Pages as source code
-- start --

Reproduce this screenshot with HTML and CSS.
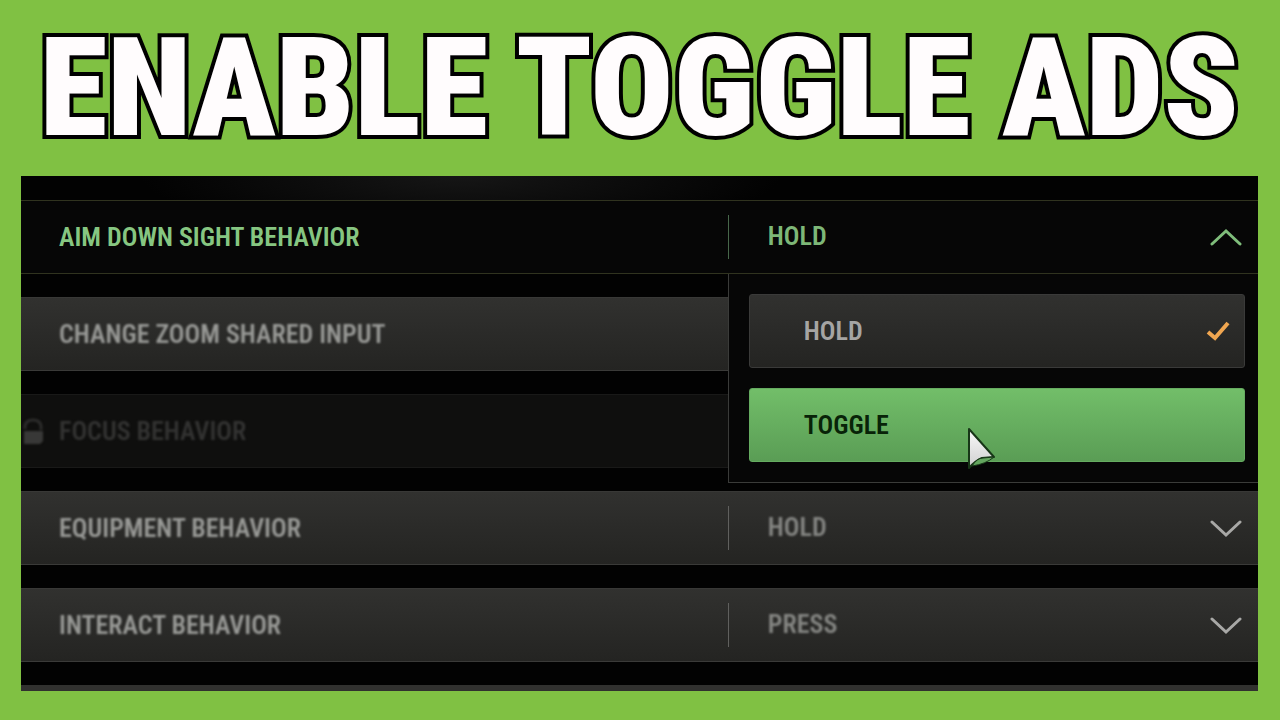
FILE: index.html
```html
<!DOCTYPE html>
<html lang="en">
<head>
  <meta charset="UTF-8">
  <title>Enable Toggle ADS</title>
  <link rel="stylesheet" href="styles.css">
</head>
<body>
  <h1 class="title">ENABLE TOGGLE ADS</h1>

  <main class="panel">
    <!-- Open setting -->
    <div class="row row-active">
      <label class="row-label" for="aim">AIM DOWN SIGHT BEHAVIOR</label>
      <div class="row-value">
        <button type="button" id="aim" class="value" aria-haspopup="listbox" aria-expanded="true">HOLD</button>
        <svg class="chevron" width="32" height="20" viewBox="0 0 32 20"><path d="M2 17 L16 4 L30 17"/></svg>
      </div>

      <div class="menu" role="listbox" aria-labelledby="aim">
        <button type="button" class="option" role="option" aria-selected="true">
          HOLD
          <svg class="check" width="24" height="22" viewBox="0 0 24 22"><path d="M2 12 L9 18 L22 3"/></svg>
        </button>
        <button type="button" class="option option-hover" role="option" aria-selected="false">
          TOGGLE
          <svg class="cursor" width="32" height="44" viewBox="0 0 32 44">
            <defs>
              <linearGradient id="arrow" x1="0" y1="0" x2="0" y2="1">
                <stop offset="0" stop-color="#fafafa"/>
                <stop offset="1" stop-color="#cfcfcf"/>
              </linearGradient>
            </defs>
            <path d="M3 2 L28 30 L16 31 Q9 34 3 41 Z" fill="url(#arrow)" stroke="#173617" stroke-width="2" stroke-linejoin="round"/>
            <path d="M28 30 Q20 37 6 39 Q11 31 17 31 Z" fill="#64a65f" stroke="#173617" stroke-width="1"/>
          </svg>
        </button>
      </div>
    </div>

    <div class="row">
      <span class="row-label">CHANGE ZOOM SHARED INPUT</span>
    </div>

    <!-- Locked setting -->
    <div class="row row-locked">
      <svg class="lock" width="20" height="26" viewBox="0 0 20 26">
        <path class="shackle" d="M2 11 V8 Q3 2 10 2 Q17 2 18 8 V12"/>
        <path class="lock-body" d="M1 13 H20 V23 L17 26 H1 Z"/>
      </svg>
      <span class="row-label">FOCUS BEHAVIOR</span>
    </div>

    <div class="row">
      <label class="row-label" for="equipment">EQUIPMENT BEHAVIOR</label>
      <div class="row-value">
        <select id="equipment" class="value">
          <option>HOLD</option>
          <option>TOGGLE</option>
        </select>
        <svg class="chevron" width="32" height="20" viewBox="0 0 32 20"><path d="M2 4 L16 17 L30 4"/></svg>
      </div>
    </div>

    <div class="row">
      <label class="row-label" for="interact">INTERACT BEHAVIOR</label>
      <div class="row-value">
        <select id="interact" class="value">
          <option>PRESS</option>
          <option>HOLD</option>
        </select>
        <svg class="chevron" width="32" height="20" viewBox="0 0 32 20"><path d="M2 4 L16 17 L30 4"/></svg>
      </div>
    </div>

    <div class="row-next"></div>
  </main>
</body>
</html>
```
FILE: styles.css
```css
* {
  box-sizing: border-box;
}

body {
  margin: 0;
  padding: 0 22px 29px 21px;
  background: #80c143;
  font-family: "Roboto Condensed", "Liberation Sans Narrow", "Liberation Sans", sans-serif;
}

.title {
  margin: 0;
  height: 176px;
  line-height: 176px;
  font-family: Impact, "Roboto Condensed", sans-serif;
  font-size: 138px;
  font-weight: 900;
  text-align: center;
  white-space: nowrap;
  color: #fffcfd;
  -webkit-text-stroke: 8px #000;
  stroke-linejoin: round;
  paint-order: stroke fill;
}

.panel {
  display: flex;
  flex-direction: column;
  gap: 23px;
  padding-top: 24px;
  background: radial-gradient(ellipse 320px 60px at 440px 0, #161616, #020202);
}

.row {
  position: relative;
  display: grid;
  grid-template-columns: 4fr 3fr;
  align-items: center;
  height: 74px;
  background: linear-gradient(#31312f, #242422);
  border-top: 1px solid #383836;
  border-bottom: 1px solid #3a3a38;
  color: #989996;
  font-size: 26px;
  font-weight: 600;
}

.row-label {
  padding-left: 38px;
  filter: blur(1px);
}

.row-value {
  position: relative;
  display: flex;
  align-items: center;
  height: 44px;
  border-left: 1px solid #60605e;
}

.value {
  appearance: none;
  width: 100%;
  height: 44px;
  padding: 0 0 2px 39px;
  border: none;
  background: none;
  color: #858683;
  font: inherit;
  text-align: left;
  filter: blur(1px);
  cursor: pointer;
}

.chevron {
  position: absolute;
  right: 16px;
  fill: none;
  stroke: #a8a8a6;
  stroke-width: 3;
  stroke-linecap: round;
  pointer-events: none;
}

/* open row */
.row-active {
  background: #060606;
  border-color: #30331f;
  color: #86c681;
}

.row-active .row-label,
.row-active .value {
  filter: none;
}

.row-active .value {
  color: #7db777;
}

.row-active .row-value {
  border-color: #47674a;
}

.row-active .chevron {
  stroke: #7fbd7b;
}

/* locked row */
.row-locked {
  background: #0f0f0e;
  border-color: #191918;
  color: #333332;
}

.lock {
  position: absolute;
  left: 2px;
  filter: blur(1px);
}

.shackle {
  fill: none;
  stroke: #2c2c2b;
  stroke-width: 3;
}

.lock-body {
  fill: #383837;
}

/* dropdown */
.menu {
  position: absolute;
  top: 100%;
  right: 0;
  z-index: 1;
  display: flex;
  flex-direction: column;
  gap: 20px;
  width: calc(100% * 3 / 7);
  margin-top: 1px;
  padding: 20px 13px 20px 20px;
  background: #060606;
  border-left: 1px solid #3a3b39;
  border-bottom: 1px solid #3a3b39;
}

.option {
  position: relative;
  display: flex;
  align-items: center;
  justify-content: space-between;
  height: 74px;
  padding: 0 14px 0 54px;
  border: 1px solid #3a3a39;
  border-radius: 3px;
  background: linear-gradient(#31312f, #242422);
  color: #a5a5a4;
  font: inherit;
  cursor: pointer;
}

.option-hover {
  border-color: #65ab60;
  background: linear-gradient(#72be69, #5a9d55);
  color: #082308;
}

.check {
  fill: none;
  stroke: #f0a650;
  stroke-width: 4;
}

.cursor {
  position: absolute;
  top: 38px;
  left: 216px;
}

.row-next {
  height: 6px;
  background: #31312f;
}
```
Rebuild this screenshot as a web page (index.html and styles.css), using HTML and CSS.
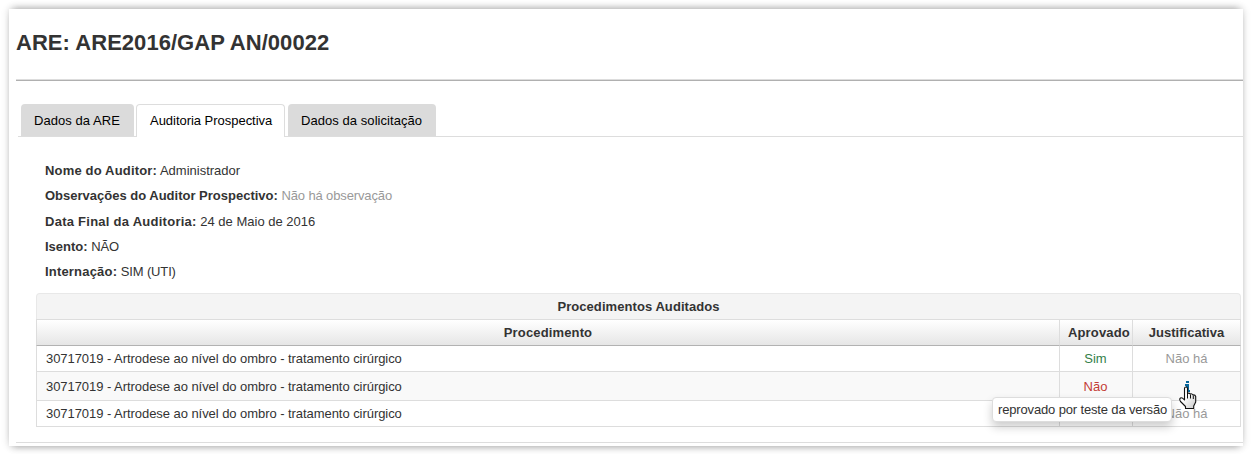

-- end --

» PROBLEM TO SOLVE
Leave out every picture and copy the rest of the records exactly.

» PROBLEM SOLUTION
Reproduce this screenshot with HTML and CSS.
FILE: index.html
```html
<!DOCTYPE html>
<html lang="en">
<head>
  <meta charset="UTF-8">
  <title>Enable Toggle ADS</title>
  <link rel="stylesheet" href="styles.css">
</head>
<body>
  <h1 class="title">ENABLE TOGGLE ADS</h1>

  <main class="panel">
    <!-- Open setting -->
    <div class="row row-active">
      <label class="row-label" for="aim">AIM DOWN SIGHT BEHAVIOR</label>
      <div class="row-value">
        <button type="button" id="aim" class="value" aria-haspopup="listbox" aria-expanded="true">HOLD</button>
        <svg class="chevron" width="32" height="20" viewBox="0 0 32 20"><path d="M2 17 L16 4 L30 17"/></svg>
      </div>

      <div class="menu" role="listbox" aria-labelledby="aim">
        <button type="button" class="option" role="option" aria-selected="true">
          HOLD
          <svg class="check" width="24" height="22" viewBox="0 0 24 22"><path d="M2 12 L9 18 L22 3"/></svg>
        </button>
        <button type="button" class="option option-hover" role="option" aria-selected="false">
          TOGGLE
          <svg class="cursor" width="32" height="44" viewBox="0 0 32 44">
            <defs>
              <linearGradient id="arrow" x1="0" y1="0" x2="0" y2="1">
                <stop offset="0" stop-color="#fafafa"/>
                <stop offset="1" stop-color="#cfcfcf"/>
              </linearGradient>
            </defs>
            <path d="M3 2 L28 30 L16 31 Q9 34 3 41 Z" fill="url(#arrow)" stroke="#173617" stroke-width="2" stroke-linejoin="round"/>
            <path d="M28 30 Q20 37 6 39 Q11 31 17 31 Z" fill="#64a65f" stroke="#173617" stroke-width="1"/>
          </svg>
        </button>
      </div>
    </div>

    <div class="row">
      <span class="row-label">CHANGE ZOOM SHARED INPUT</span>
    </div>

    <!-- Locked setting -->
    <div class="row row-locked">
      <svg class="lock" width="20" height="26" viewBox="0 0 20 26">
        <path class="shackle" d="M2 11 V8 Q3 2 10 2 Q17 2 18 8 V12"/>
        <path class="lock-body" d="M1 13 H20 V23 L17 26 H1 Z"/>
      </svg>
      <span class="row-label">FOCUS BEHAVIOR</span>
    </div>

    <div class="row">
      <label class="row-label" for="equipment">EQUIPMENT BEHAVIOR</label>
      <div class="row-value">
        <select id="equipment" class="value">
          <option>HOLD</option>
          <option>TOGGLE</option>
        </select>
        <svg class="chevron" width="32" height="20" viewBox="0 0 32 20"><path d="M2 4 L16 17 L30 4"/></svg>
      </div>
    </div>

    <div class="row">
      <label class="row-label" for="interact">INTERACT BEHAVIOR</label>
      <div class="row-value">
        <select id="interact" class="value">
          <option>PRESS</option>
          <option>HOLD</option>
        </select>
        <svg class="chevron" width="32" height="20" viewBox="0 0 32 20"><path d="M2 4 L16 17 L30 4"/></svg>
      </div>
    </div>

    <div class="row-next"></div>
  </main>
</body>
</html>
```
FILE: styles.css
```css
* {
  box-sizing: border-box;
}

body {
  margin: 0;
  padding: 0 22px 29px 21px;
  background: #80c143;
  font-family: "Roboto Condensed", "Liberation Sans Narrow", "Liberation Sans", sans-serif;
}

.title {
  margin: 0;
  height: 176px;
  line-height: 176px;
  font-family: Impact, "Roboto Condensed", sans-serif;
  font-size: 138px;
  font-weight: 900;
  text-align: center;
  white-space: nowrap;
  color: #fffcfd;
  -webkit-text-stroke: 8px #000;
  stroke-linejoin: round;
  paint-order: stroke fill;
}

.panel {
  display: flex;
  flex-direction: column;
  gap: 23px;
  padding-top: 24px;
  background: radial-gradient(ellipse 320px 60px at 440px 0, #161616, #020202);
}

.row {
  position: relative;
  display: grid;
  grid-template-columns: 4fr 3fr;
  align-items: center;
  height: 74px;
  background: linear-gradient(#31312f, #242422);
  border-top: 1px solid #383836;
  border-bottom: 1px solid #3a3a38;
  color: #989996;
  font-size: 26px;
  font-weight: 600;
}

.row-label {
  padding-left: 38px;
  filter: blur(1px);
}

.row-value {
  position: relative;
  display: flex;
  align-items: center;
  height: 44px;
  border-left: 1px solid #60605e;
}

.value {
  appearance: none;
  width: 100%;
  height: 44px;
  padding: 0 0 2px 39px;
  border: none;
  background: none;
  color: #858683;
  font: inherit;
  text-align: left;
  filter: blur(1px);
  cursor: pointer;
}

.chevron {
  position: absolute;
  right: 16px;
  fill: none;
  stroke: #a8a8a6;
  stroke-width: 3;
  stroke-linecap: round;
  pointer-events: none;
}

/* open row */
.row-active {
  background: #060606;
  border-color: #30331f;
  color: #86c681;
}

.row-active .row-label,
.row-active .value {
  filter: none;
}

.row-active .value {
  color: #7db777;
}

.row-active .row-value {
  border-color: #47674a;
}

.row-active .chevron {
  stroke: #7fbd7b;
}

/* locked row */
.row-locked {
  background: #0f0f0e;
  border-color: #191918;
  color: #333332;
}

.lock {
  position: absolute;
  left: 2px;
  filter: blur(1px);
}

.shackle {
  fill: none;
  stroke: #2c2c2b;
  stroke-width: 3;
}

.lock-body {
  fill: #383837;
}

/* dropdown */
.menu {
  position: absolute;
  top: 100%;
  right: 0;
  z-index: 1;
  display: flex;
  flex-direction: column;
  gap: 20px;
  width: calc(100% * 3 / 7);
  margin-top: 1px;
  padding: 20px 13px 20px 20px;
  background: #060606;
  border-left: 1px solid #3a3b39;
  border-bottom: 1px solid #3a3b39;
}

.option {
  position: relative;
  display: flex;
  align-items: center;
  justify-content: space-between;
  height: 74px;
  padding: 0 14px 0 54px;
  border: 1px solid #3a3a39;
  border-radius: 3px;
  background: linear-gradient(#31312f, #242422);
  color: #a5a5a4;
  font: inherit;
  cursor: pointer;
}

.option-hover {
  border-color: #65ab60;
  background: linear-gradient(#72be69, #5a9d55);
  color: #082308;
}

.check {
  fill: none;
  stroke: #f0a650;
  stroke-width: 4;
}

.cursor {
  position: absolute;
  top: 38px;
  left: 216px;
}

.row-next {
  height: 6px;
  background: #31312f;
}
```
Rebuild this screenshot as a web page (index.html and styles.css), using HTML and CSS.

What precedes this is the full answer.